§ The problem
Count the lines in the records below that contain the word "Tailwind", and give only that number.

§ The data
◇ ◇ ◇ ◇ ◇ ◇ ◇
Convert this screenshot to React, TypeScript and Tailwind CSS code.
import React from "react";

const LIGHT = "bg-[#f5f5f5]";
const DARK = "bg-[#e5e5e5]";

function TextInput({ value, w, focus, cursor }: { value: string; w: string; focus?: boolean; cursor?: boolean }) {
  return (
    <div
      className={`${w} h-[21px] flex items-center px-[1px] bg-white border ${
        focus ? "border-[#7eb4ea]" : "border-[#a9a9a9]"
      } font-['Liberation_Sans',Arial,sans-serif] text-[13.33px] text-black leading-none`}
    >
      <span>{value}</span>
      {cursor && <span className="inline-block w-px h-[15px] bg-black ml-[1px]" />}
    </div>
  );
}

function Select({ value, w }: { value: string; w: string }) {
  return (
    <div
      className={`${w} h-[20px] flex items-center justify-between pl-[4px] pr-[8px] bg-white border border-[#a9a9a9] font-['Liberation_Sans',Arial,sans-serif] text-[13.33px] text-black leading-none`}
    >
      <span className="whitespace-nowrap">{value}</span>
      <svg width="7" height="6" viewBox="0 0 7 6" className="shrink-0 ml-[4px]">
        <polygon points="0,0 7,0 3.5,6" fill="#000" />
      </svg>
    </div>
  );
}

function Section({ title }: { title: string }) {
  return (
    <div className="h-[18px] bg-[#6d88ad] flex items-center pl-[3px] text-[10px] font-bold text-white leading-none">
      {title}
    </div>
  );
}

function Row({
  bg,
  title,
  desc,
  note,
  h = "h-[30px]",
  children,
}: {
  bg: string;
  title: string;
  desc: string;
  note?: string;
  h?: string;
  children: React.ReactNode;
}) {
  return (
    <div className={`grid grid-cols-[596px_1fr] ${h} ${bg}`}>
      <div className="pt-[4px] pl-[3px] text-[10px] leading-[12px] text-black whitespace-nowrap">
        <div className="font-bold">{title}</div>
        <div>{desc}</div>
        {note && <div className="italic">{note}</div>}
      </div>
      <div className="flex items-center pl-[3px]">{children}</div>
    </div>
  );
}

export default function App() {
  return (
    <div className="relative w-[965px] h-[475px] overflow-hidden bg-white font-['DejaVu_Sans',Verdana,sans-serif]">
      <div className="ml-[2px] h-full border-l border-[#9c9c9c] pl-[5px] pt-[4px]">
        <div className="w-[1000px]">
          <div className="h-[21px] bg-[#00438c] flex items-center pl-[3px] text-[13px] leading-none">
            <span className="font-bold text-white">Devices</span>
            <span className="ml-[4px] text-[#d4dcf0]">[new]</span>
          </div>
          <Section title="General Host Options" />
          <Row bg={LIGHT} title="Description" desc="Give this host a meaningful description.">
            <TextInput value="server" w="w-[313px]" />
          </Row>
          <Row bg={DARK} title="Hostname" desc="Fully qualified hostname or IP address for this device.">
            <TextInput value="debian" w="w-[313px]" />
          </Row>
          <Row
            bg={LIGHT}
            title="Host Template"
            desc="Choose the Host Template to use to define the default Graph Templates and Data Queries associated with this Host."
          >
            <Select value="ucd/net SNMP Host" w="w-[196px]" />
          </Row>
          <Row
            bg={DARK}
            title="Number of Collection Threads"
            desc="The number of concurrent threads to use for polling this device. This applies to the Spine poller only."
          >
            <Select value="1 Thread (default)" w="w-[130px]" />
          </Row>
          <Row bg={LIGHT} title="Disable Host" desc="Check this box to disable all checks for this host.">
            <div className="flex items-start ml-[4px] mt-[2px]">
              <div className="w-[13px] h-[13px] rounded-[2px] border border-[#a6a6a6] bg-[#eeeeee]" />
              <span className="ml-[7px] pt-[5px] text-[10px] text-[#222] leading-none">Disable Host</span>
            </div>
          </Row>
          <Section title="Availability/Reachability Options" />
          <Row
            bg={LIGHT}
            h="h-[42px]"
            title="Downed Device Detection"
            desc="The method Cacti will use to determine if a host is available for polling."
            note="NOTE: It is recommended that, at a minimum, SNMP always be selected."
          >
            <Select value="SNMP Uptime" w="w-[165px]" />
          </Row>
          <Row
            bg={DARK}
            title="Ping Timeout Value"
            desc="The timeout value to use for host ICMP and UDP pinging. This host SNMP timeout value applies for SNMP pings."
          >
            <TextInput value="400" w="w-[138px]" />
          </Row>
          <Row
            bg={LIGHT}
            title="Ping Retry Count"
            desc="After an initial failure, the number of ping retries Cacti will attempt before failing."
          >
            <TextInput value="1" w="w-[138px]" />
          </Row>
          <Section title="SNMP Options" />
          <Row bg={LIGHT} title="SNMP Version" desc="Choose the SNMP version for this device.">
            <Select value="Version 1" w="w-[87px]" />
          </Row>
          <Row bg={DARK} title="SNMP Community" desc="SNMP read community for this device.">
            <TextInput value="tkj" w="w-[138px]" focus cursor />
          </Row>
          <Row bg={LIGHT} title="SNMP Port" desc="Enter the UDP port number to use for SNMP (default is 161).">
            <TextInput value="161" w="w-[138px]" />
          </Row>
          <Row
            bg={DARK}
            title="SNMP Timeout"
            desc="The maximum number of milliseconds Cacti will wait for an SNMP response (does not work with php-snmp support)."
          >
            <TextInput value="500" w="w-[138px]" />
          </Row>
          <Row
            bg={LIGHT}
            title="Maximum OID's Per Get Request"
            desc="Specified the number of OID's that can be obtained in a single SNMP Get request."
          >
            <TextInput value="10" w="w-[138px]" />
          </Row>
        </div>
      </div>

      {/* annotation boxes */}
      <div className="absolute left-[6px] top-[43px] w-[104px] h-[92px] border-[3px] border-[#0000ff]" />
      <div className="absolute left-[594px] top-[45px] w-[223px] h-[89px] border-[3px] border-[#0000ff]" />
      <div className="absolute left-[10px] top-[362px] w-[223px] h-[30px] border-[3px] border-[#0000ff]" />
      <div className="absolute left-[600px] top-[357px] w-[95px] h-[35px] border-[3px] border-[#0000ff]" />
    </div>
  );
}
◇ ◇ ◇ ◇ ◇ ◇ ◇
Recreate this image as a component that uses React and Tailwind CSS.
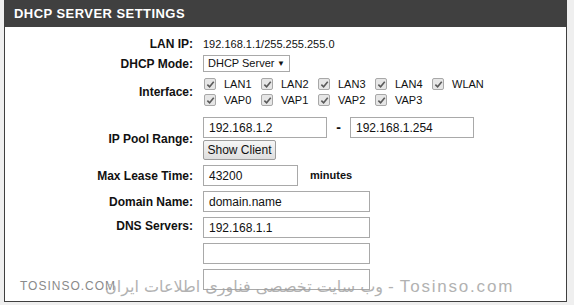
◇ ◇ ◇ ◇ ◇ ◇ ◇
§ Answer below
2